Code that builds pages:

====

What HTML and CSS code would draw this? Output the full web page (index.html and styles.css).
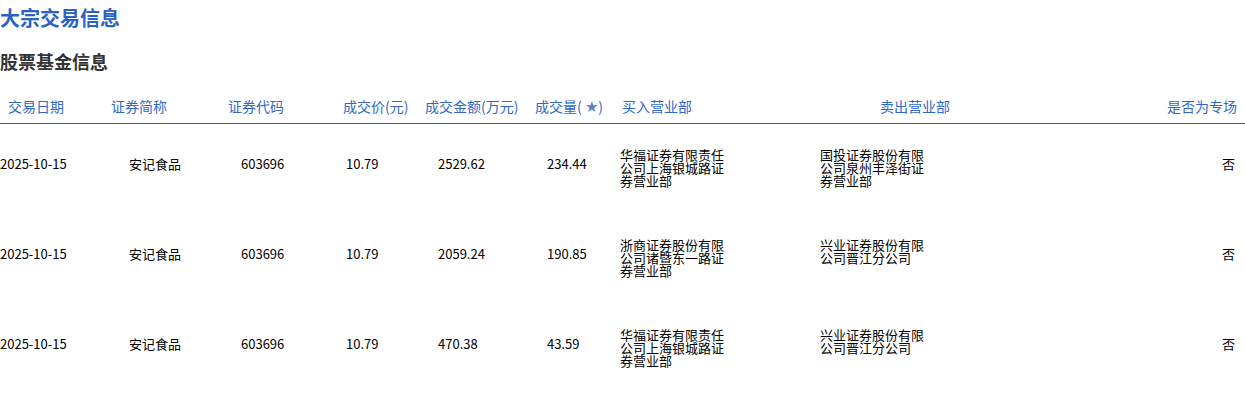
FILE: index.html
```html
<!DOCTYPE html>
<html lang="zh-CN">
<head>
<meta charset="utf-8">
<title>大宗交易信息</title>
<link rel="stylesheet" href="styles.css">
</head>
<body>
<h2 class="title">大宗交易信息</h2>
<h3 class="subtitle">股票基金信息</h3>
<div class="table">
  <div class="thead">
    <div>交易日期</div>
    <div>证券简称</div>
    <div>证券代码</div>
    <div>成交价(元)</div>
    <div>成交金额(万元)</div>
    <div>成交量( <span class="star">★</span>)</div>
    <div>买入营业部</div>
    <div>卖出营业部</div>
    <div class="end">是否为专场</div>
  </div>
  <div class="row">
    <div class="cell">2025-10-15</div>
    <div class="cell">安记食品</div>
    <div class="cell">603696</div>
    <div class="cell">10.79</div>
    <div class="cell">2529.62</div>
    <div class="cell">234.44</div>
    <div class="branch">华福证券有限责任公司上海银城路证券营业部</div>
    <div class="branch">国投证券股份有限公司泉州丰泽街证券营业部</div>
    <div class="cell end">否</div>
  </div>
  <div class="row">
    <div class="cell">2025-10-15</div>
    <div class="cell">安记食品</div>
    <div class="cell">603696</div>
    <div class="cell">10.79</div>
    <div class="cell">2059.24</div>
    <div class="cell">190.85</div>
    <div class="branch">浙商证券股份有限公司诸暨东一路证券营业部</div>
    <div class="branch">兴业证券股份有限公司晋江分公司</div>
    <div class="cell end">否</div>
  </div>
  <div class="row">
    <div class="cell">2025-10-15</div>
    <div class="cell">安记食品</div>
    <div class="cell">603696</div>
    <div class="cell">10.79</div>
    <div class="cell">470.38</div>
    <div class="cell">43.59</div>
    <div class="branch">华福证券有限责任公司上海银城路证券营业部</div>
    <div class="branch">兴业证券股份有限公司晋江分公司</div>
    <div class="cell end">否</div>
  </div>
</div>
</body>
</html>
```
FILE: styles.css
```css
html, body {
  margin: 0;
  padding: 0;
  background: #fff;
}
body {
  font-family: "Noto Sans CJK SC", "Noto Sans", sans-serif;
  color: #000;
  width: 1245px;
}
.title {
  margin: 0;
  font-size: 20px;
  line-height: 36px;
  font-weight: 700;
  color: #2962c4;
}
.subtitle {
  margin: 12px 0 0;
  font-size: 18px;
  line-height: 26px;
  font-weight: 700;
  color: #333;
}
.thead {
  display: grid;
  grid-template-columns: 103px 117px 115px 82px 110px 87px 258px 1fr auto;
  margin-top: 15px;
  padding: 7px 8px 6px 8px;
  font-size: 14px;
  line-height: 20px;
  color: #3168c8;
  border-bottom: 1px solid #2d5fb5;
  white-space: pre;
}
.star {
  font-family: "DejaVu Sans", sans-serif;
  font-size: 15px;
  color: #5a82cf;
}
.row {
  display: grid;
  grid-template-columns: 129px 112px 105px 92px 109px 73px 200px 1fr auto;
  align-items: start;
  height: 90px;
  box-sizing: border-box;
  padding: 24px 10px 0 0;
  font-size: 13px;
}
.cell {
  line-height: 31px;
  white-space: nowrap;
}
.branch {
  width: 104px;
  line-height: 13px;
}
.end {
  text-align: right;
}
```
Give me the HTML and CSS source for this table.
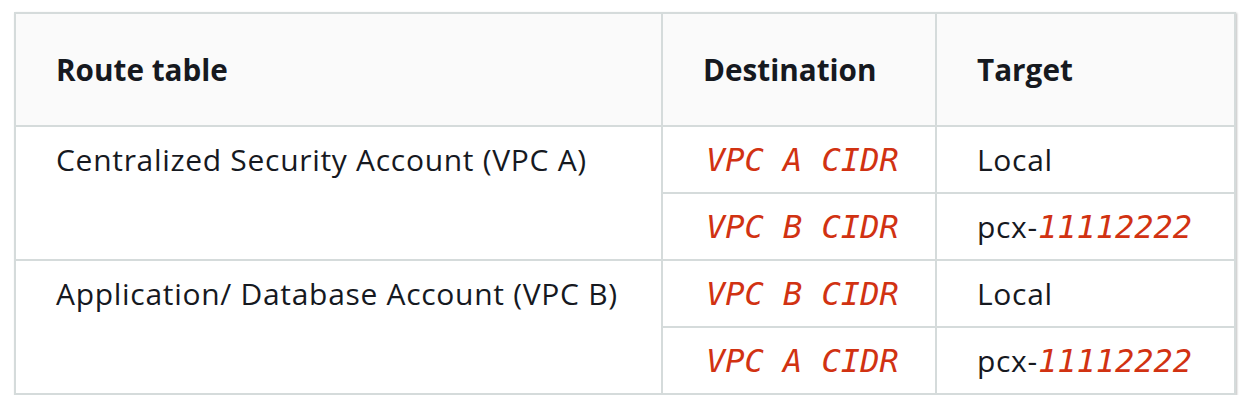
FILE: index.html
```html
<!DOCTYPE html>
<html>
<head>
<meta charset="utf-8">
<link rel="stylesheet" href="styles.css">
</head>
<body>
<div class="wrap">
<table class="routes">
  <colgroup>
    <col class="c1">
    <col class="c2">
    <col class="c3">
  </colgroup>
  <thead>
    <tr>
      <th>Route table</th>
      <th>Destination</th>
      <th>Target</th>
    </tr>
  </thead>
  <tbody>
    <tr>
      <td rowspan="2" class="name">Centralized Security Account (VPC A)</td>
      <td class="dest"><code>VPC A CIDR</code></td>
      <td>Local</td>
    </tr>
    <tr>
      <td class="dest"><code>VPC B CIDR</code></td>
      <td>pcx-<code>11112222</code></td>
    </tr>
    <tr>
      <td rowspan="2" class="name">Application/ Database Account (VPC B)</td>
      <td class="dest"><code>VPC B CIDR</code></td>
      <td>Local</td>
    </tr>
    <tr>
      <td class="dest"><code>VPC A CIDR</code></td>
      <td>pcx-<code>11112222</code></td>
    </tr>
  </tbody>
</table>
</div>
</body>
</html>
```

FILE: styles.css
```css
html, body {
  margin: 0;
  padding: 0;
  background: #ffffff;
}

.wrap {
  padding: 12px 12px 0 14px;
}

.routes {
  width: 1220px;
  border-collapse: collapse;
  table-layout: fixed;
  font-family: "Open Sans", "Noto Sans", sans-serif;
  font-size: 30px;
  letter-spacing: 0.7px;
  color: #16191f;
  box-shadow: 1px 1px 2px rgba(0, 0, 0, 0.25);
}

.c1 { width: 647px; }
.c2 { width: 274px; }
.c3 { width: 299px; }

.routes th,
.routes td {
  border: 2px solid #d5dbdb;
  text-align: left;
  padding: 0 40px;
  white-space: nowrap;
}

.routes th {
  background: #fafafa;
  font-weight: 700;
  font-size: 29.7px;
  letter-spacing: 0;
  height: 111px;
  vertical-align: middle;
}

.routes td {
  height: 65px;
  line-height: 40px;
  padding-top: 13px;
  padding-bottom: 12px;
  vertical-align: top;
  box-sizing: border-box;
}

.routes td.dest {
  padding-left: 43px;
  padding-right: 30px;
}

.routes code {
  font-family: "DejaVu Sans Mono", monospace;
  font-style: italic;
  font-size: 32px;
  letter-spacing: 0;
  color: #d13212;
}
```
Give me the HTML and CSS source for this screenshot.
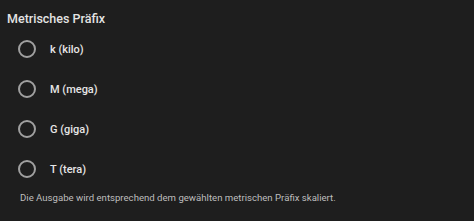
FILE: index.html
```html
<!DOCTYPE html>
<html lang="de">
<head>
<meta charset="utf-8">
<link rel="stylesheet" href="styles.css">
</head>
<body>
<div class="panel">
  <div class="title">Metrisches Präfix</div>
  <div class="options">
    <label class="option"><span class="radio"></span><span class="label">k (kilo)</span></label>
    <label class="option"><span class="radio"></span><span class="label">M (mega)</span></label>
    <label class="option"><span class="radio"></span><span class="label">G (giga)</span></label>
    <label class="option"><span class="radio"></span><span class="label">T (tera)</span></label>
  </div>
  <div class="helper">Die Ausgabe wird entsprechend dem gewählten metrischen Präfix skaliert.</div>
</div>
</body>
</html>
```
FILE: styles.css
```css
html, body {
  margin: 0;
  padding: 0;
  background: #1e1e1e;
}
.panel {
  width: 474px;
  height: 221px;
  box-sizing: border-box;
  padding: 11px 0 0 7px;
  font-family: Roboto, "Noto Sans", sans-serif;
  color: #e1e1e1;
}
.title {
  font-size: 12.5px;
  font-weight: 500;
  line-height: 16px;
  color: #e3e3e3;
}
.options {
  display: flex;
  flex-direction: column;
  margin-top: 2px;
}
.option {
  display: flex;
  align-items: center;
  height: 40px;
  padding-left: 11px;
}
.radio {
  width: 14px;
  height: 14px;
  border: 2px solid #a0a0a0;
  border-radius: 50%;
  flex: none;
}
.label {
  margin-left: 14px;
  font-size: 11px;
  font-weight: 500;
  color: #e6e6e6;
}
.helper {
  margin-top: 3px;
  padding-left: 13px;
  font-size: 9.6px;
  line-height: 12px;
  color: #bdbdbd;
}
```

====

=== DIRECTIONS FOR THIS TASK ===
Copy the data exactly. Any picture it contains is to be omitted.

=== RESULT FOR THIS TASK ===
What HTML and CSS code would draw this? Output the full web page (index.html and styles.css).
FILE: index.html
```html
<!DOCTYPE html>
<html lang="zh-CN">
<head>
<meta charset="utf-8">
<title>大宗交易信息</title>
<link rel="stylesheet" href="styles.css">
</head>
<body>
<h2 class="title">大宗交易信息</h2>
<h3 class="subtitle">股票基金信息</h3>
<div class="table">
  <div class="thead">
    <div>交易日期</div>
    <div>证券简称</div>
    <div>证券代码</div>
    <div>成交价(元)</div>
    <div>成交金额(万元)</div>
    <div>成交量( <span class="star">★</span>)</div>
    <div>买入营业部</div>
    <div>卖出营业部</div>
    <div class="end">是否为专场</div>
  </div>
  <div class="row">
    <div class="cell">2025-10-15</div>
    <div class="cell">安记食品</div>
    <div class="cell">603696</div>
    <div class="cell">10.79</div>
    <div class="cell">2529.62</div>
    <div class="cell">234.44</div>
    <div class="branch">华福证券有限责任公司上海银城路证券营业部</div>
    <div class="branch">国投证券股份有限公司泉州丰泽街证券营业部</div>
    <div class="cell end">否</div>
  </div>
  <div class="row">
    <div class="cell">2025-10-15</div>
    <div class="cell">安记食品</div>
    <div class="cell">603696</div>
    <div class="cell">10.79</div>
    <div class="cell">2059.24</div>
    <div class="cell">190.85</div>
    <div class="branch">浙商证券股份有限公司诸暨东一路证券营业部</div>
    <div class="branch">兴业证券股份有限公司晋江分公司</div>
    <div class="cell end">否</div>
  </div>
  <div class="row">
    <div class="cell">2025-10-15</div>
    <div class="cell">安记食品</div>
    <div class="cell">603696</div>
    <div class="cell">10.79</div>
    <div class="cell">470.38</div>
    <div class="cell">43.59</div>
    <div class="branch">华福证券有限责任公司上海银城路证券营业部</div>
    <div class="branch">兴业证券股份有限公司晋江分公司</div>
    <div class="cell end">否</div>
  </div>
</div>
</body>
</html>
```
FILE: styles.css
```css
html, body {
  margin: 0;
  padding: 0;
  background: #fff;
}
body {
  font-family: "Noto Sans CJK SC", "Noto Sans", sans-serif;
  color: #000;
  width: 1245px;
}
.title {
  margin: 0;
  font-size: 20px;
  line-height: 36px;
  font-weight: 700;
  color: #2962c4;
}
.subtitle {
  margin: 12px 0 0;
  font-size: 18px;
  line-height: 26px;
  font-weight: 700;
  color: #333;
}
.thead {
  display: grid;
  grid-template-columns: 103px 117px 115px 82px 110px 87px 258px 1fr auto;
  margin-top: 15px;
  padding: 7px 8px 6px 8px;
  font-size: 14px;
  line-height: 20px;
  color: #3168c8;
  border-bottom: 1px solid #2d5fb5;
  white-space: pre;
}
.star {
  font-family: "DejaVu Sans", sans-serif;
  font-size: 15px;
  color: #5a82cf;
}
.row {
  display: grid;
  grid-template-columns: 129px 112px 105px 92px 109px 73px 200px 1fr auto;
  align-items: start;
  height: 90px;
  box-sizing: border-box;
  padding: 24px 10px 0 0;
  font-size: 13px;
}
.cell {
  line-height: 31px;
  white-space: nowrap;
}
.branch {
  width: 104px;
  line-height: 13px;
}
.end {
  text-align: right;
}
```
Give me the HTML and CSS source for this table.
FILE: index.html
```html
<!DOCTYPE html>
<html>
<head>
<meta charset="utf-8">
<link rel="stylesheet" href="styles.css">
</head>
<body>
<div class="wrap">
<table class="routes">
  <colgroup>
    <col class="c1">
    <col class="c2">
    <col class="c3">
  </colgroup>
  <thead>
    <tr>
      <th>Route table</th>
      <th>Destination</th>
      <th>Target</th>
    </tr>
  </thead>
  <tbody>
    <tr>
      <td rowspan="2" class="name">Centralized Security Account (VPC A)</td>
      <td class="dest"><code>VPC A CIDR</code></td>
      <td>Local</td>
    </tr>
    <tr>
      <td class="dest"><code>VPC B CIDR</code></td>
      <td>pcx-<code>11112222</code></td>
    </tr>
    <tr>
      <td rowspan="2" class="name">Application/ Database Account (VPC B)</td>
      <td class="dest"><code>VPC B CIDR</code></td>
      <td>Local</td>
    </tr>
    <tr>
      <td class="dest"><code>VPC A CIDR</code></td>
      <td>pcx-<code>11112222</code></td>
    </tr>
  </tbody>
</table>
</div>
</body>
</html>
```

FILE: styles.css
```css
html, body {
  margin: 0;
  padding: 0;
  background: #ffffff;
}

.wrap {
  padding: 12px 12px 0 14px;
}

.routes {
  width: 1220px;
  border-collapse: collapse;
  table-layout: fixed;
  font-family: "Open Sans", "Noto Sans", sans-serif;
  font-size: 30px;
  letter-spacing: 0.7px;
  color: #16191f;
  box-shadow: 1px 1px 2px rgba(0, 0, 0, 0.25);
}

.c1 { width: 647px; }
.c2 { width: 274px; }
.c3 { width: 299px; }

.routes th,
.routes td {
  border: 2px solid #d5dbdb;
  text-align: left;
  padding: 0 40px;
  white-space: nowrap;
}

.routes th {
  background: #fafafa;
  font-weight: 700;
  font-size: 29.7px;
  letter-spacing: 0;
  height: 111px;
  vertical-align: middle;
}

.routes td {
  height: 65px;
  line-height: 40px;
  padding-top: 13px;
  padding-bottom: 12px;
  vertical-align: top;
  box-sizing: border-box;
}

.routes td.dest {
  padding-left: 43px;
  padding-right: 30px;
}

.routes code {
  font-family: "DejaVu Sans Mono", monospace;
  font-style: italic;
  font-size: 32px;
  letter-spacing: 0;
  color: #d13212;
}
```
Give me the HTML and CSS source for this screenshot.
FILE: index.html
```html
<!DOCTYPE html>
<html lang="de">
<head>
<meta charset="utf-8">
<link rel="stylesheet" href="styles.css">
</head>
<body>
<div class="panel">
  <div class="title">Metrisches Präfix</div>
  <div class="options">
    <label class="option"><span class="radio"></span><span class="label">k (kilo)</span></label>
    <label class="option"><span class="radio"></span><span class="label">M (mega)</span></label>
    <label class="option"><span class="radio"></span><span class="label">G (giga)</span></label>
    <label class="option"><span class="radio"></span><span class="label">T (tera)</span></label>
  </div>
  <div class="helper">Die Ausgabe wird entsprechend dem gewählten metrischen Präfix skaliert.</div>
</div>
</body>
</html>
```
FILE: styles.css
```css
html, body {
  margin: 0;
  padding: 0;
  background: #1e1e1e;
}
.panel {
  width: 474px;
  height: 221px;
  box-sizing: border-box;
  padding: 11px 0 0 7px;
  font-family: Roboto, "Noto Sans", sans-serif;
  color: #e1e1e1;
}
.title {
  font-size: 12.5px;
  font-weight: 500;
  line-height: 16px;
  color: #e3e3e3;
}
.options {
  display: flex;
  flex-direction: column;
  margin-top: 2px;
}
.option {
  display: flex;
  align-items: center;
  height: 40px;
  padding-left: 11px;
}
.radio {
  width: 14px;
  height: 14px;
  border: 2px solid #a0a0a0;
  border-radius: 50%;
  flex: none;
}
.label {
  margin-left: 14px;
  font-size: 11px;
  font-weight: 500;
  color: #e6e6e6;
}
.helper {
  margin-top: 3px;
  padding-left: 13px;
  font-size: 9.6px;
  line-height: 12px;
  color: #bdbdbd;
}
```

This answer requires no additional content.